■ WHAT NEEDS TO BE DONE ■
Reproduce the listing below exactly. Pictures do not belong in the copy.
========================================================================
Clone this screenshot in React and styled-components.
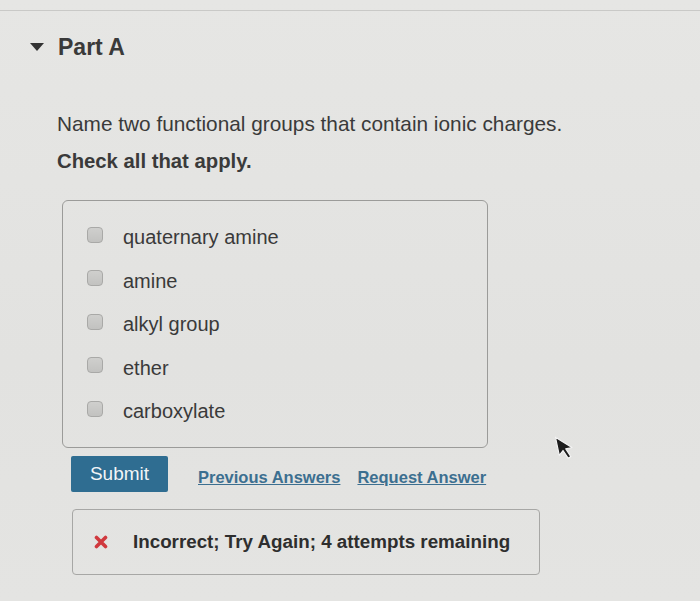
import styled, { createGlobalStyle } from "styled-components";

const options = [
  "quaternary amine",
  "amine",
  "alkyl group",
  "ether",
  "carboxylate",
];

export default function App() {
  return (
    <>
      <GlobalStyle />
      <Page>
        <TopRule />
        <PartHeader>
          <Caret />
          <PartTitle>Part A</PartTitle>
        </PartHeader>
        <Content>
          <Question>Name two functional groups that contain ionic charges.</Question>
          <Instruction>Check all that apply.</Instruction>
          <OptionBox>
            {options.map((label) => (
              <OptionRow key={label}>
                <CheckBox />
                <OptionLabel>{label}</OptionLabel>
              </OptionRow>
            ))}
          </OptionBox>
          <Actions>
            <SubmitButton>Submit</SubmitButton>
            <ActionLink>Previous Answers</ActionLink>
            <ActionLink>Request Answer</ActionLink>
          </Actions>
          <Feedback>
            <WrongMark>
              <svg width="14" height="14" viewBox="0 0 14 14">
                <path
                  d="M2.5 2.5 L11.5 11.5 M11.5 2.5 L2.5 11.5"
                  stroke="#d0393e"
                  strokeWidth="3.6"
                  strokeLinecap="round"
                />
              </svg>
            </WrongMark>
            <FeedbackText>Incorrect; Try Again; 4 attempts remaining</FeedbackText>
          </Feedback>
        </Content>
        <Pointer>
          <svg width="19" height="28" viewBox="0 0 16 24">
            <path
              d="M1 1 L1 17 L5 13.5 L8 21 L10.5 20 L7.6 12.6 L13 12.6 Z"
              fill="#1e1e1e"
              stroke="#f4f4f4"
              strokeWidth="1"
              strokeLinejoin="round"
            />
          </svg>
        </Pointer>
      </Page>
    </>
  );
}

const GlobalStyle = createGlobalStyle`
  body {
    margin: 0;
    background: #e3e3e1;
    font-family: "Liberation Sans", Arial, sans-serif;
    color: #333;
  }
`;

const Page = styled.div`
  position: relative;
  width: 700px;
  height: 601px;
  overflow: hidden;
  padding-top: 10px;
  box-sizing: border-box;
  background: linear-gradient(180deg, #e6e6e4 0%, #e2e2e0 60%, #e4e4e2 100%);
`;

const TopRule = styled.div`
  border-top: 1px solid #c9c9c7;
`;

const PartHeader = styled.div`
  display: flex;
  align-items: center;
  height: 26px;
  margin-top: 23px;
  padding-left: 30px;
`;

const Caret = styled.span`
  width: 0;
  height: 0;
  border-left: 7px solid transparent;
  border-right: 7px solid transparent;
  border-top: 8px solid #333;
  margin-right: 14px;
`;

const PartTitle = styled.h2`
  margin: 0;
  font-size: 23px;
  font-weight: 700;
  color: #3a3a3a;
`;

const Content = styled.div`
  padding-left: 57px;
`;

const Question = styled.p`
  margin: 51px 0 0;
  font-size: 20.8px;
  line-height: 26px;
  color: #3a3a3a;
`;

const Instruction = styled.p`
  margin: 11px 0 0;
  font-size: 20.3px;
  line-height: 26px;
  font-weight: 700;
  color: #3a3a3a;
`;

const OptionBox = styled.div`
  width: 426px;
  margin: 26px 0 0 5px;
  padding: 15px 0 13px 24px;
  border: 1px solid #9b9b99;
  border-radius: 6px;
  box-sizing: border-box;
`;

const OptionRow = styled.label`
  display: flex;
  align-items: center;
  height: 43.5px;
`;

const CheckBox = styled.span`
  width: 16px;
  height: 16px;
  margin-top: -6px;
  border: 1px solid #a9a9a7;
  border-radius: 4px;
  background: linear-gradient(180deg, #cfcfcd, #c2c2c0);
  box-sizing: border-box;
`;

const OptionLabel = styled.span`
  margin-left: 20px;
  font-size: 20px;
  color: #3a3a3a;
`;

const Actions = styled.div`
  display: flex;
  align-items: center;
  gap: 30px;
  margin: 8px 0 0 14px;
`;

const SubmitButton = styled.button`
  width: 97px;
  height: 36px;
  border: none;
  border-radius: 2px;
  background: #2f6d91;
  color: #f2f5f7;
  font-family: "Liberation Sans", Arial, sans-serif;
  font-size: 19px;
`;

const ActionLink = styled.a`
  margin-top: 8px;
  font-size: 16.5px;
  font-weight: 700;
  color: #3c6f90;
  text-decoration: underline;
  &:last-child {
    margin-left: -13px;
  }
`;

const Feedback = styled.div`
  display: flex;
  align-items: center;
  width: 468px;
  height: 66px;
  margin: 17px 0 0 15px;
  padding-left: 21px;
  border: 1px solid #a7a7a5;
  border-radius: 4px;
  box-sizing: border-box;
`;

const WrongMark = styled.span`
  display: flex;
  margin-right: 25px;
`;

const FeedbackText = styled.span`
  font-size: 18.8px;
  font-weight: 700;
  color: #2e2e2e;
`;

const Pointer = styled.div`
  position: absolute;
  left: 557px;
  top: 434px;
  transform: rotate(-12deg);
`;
========================================================================
■ TASK RESPONSE ■
Clone this screenshot in React and styled-components.
import styled, { createGlobalStyle } from "styled-components";

const options = [
  "quaternary amine",
  "amine",
  "alkyl group",
  "ether",
  "carboxylate",
];

export default function App() {
  return (
    <>
      <GlobalStyle />
      <Page>
        <TopRule />
        <PartHeader>
          <Caret />
          <PartTitle>Part A</PartTitle>
        </PartHeader>
        <Content>
          <Question>Name two functional groups that contain ionic charges.</Question>
          <Instruction>Check all that apply.</Instruction>
          <OptionBox>
            {options.map((label) => (
              <OptionRow key={label}>
                <CheckBox />
                <OptionLabel>{label}</OptionLabel>
              </OptionRow>
            ))}
          </OptionBox>
          <Actions>
            <SubmitButton>Submit</SubmitButton>
            <ActionLink>Previous Answers</ActionLink>
            <ActionLink>Request Answer</ActionLink>
          </Actions>
          <Feedback>
            <WrongMark>
              <svg width="14" height="14" viewBox="0 0 14 14">
                <path
                  d="M2.5 2.5 L11.5 11.5 M11.5 2.5 L2.5 11.5"
                  stroke="#d0393e"
                  strokeWidth="3.6"
                  strokeLinecap="round"
                />
              </svg>
            </WrongMark>
            <FeedbackText>Incorrect; Try Again; 4 attempts remaining</FeedbackText>
          </Feedback>
        </Content>
        <Pointer>
          <svg width="19" height="28" viewBox="0 0 16 24">
            <path
              d="M1 1 L1 17 L5 13.5 L8 21 L10.5 20 L7.6 12.6 L13 12.6 Z"
              fill="#1e1e1e"
              stroke="#f4f4f4"
              strokeWidth="1"
              strokeLinejoin="round"
            />
          </svg>
        </Pointer>
      </Page>
    </>
  );
}

const GlobalStyle = createGlobalStyle`
  body {
    margin: 0;
    background: #e3e3e1;
    font-family: "Liberation Sans", Arial, sans-serif;
    color: #333;
  }
`;

const Page = styled.div`
  position: relative;
  width: 700px;
  height: 601px;
  overflow: hidden;
  padding-top: 10px;
  box-sizing: border-box;
  background: linear-gradient(180deg, #e6e6e4 0%, #e2e2e0 60%, #e4e4e2 100%);
`;

const TopRule = styled.div`
  border-top: 1px solid #c9c9c7;
`;

const PartHeader = styled.div`
  display: flex;
  align-items: center;
  height: 26px;
  margin-top: 23px;
  padding-left: 30px;
`;

const Caret = styled.span`
  width: 0;
  height: 0;
  border-left: 7px solid transparent;
  border-right: 7px solid transparent;
  border-top: 8px solid #333;
  margin-right: 14px;
`;

const PartTitle = styled.h2`
  margin: 0;
  font-size: 23px;
  font-weight: 700;
  color: #3a3a3a;
`;

const Content = styled.div`
  padding-left: 57px;
`;

const Question = styled.p`
  margin: 51px 0 0;
  font-size: 20.8px;
  line-height: 26px;
  color: #3a3a3a;
`;

const Instruction = styled.p`
  margin: 11px 0 0;
  font-size: 20.3px;
  line-height: 26px;
  font-weight: 700;
  color: #3a3a3a;
`;

const OptionBox = styled.div`
  width: 426px;
  margin: 26px 0 0 5px;
  padding: 15px 0 13px 24px;
  border: 1px solid #9b9b99;
  border-radius: 6px;
  box-sizing: border-box;
`;

const OptionRow = styled.label`
  display: flex;
  align-items: center;
  height: 43.5px;
`;

const CheckBox = styled.span`
  width: 16px;
  height: 16px;
  margin-top: -6px;
  border: 1px solid #a9a9a7;
  border-radius: 4px;
  background: linear-gradient(180deg, #cfcfcd, #c2c2c0);
  box-sizing: border-box;
`;

const OptionLabel = styled.span`
  margin-left: 20px;
  font-size: 20px;
  color: #3a3a3a;
`;

const Actions = styled.div`
  display: flex;
  align-items: center;
  gap: 30px;
  margin: 8px 0 0 14px;
`;

const SubmitButton = styled.button`
  width: 97px;
  height: 36px;
  border: none;
  border-radius: 2px;
  background: #2f6d91;
  color: #f2f5f7;
  font-family: "Liberation Sans", Arial, sans-serif;
  font-size: 19px;
`;

const ActionLink = styled.a`
  margin-top: 8px;
  font-size: 16.5px;
  font-weight: 700;
  color: #3c6f90;
  text-decoration: underline;
  &:last-child {
    margin-left: -13px;
  }
`;

const Feedback = styled.div`
  display: flex;
  align-items: center;
  width: 468px;
  height: 66px;
  margin: 17px 0 0 15px;
  padding-left: 21px;
  border: 1px solid #a7a7a5;
  border-radius: 4px;
  box-sizing: border-box;
`;

const WrongMark = styled.span`
  display: flex;
  margin-right: 25px;
`;

const FeedbackText = styled.span`
  font-size: 18.8px;
  font-weight: 700;
  color: #2e2e2e;
`;

const Pointer = styled.div`
  position: absolute;
  left: 557px;
  top: 434px;
  transform: rotate(-12deg);
`;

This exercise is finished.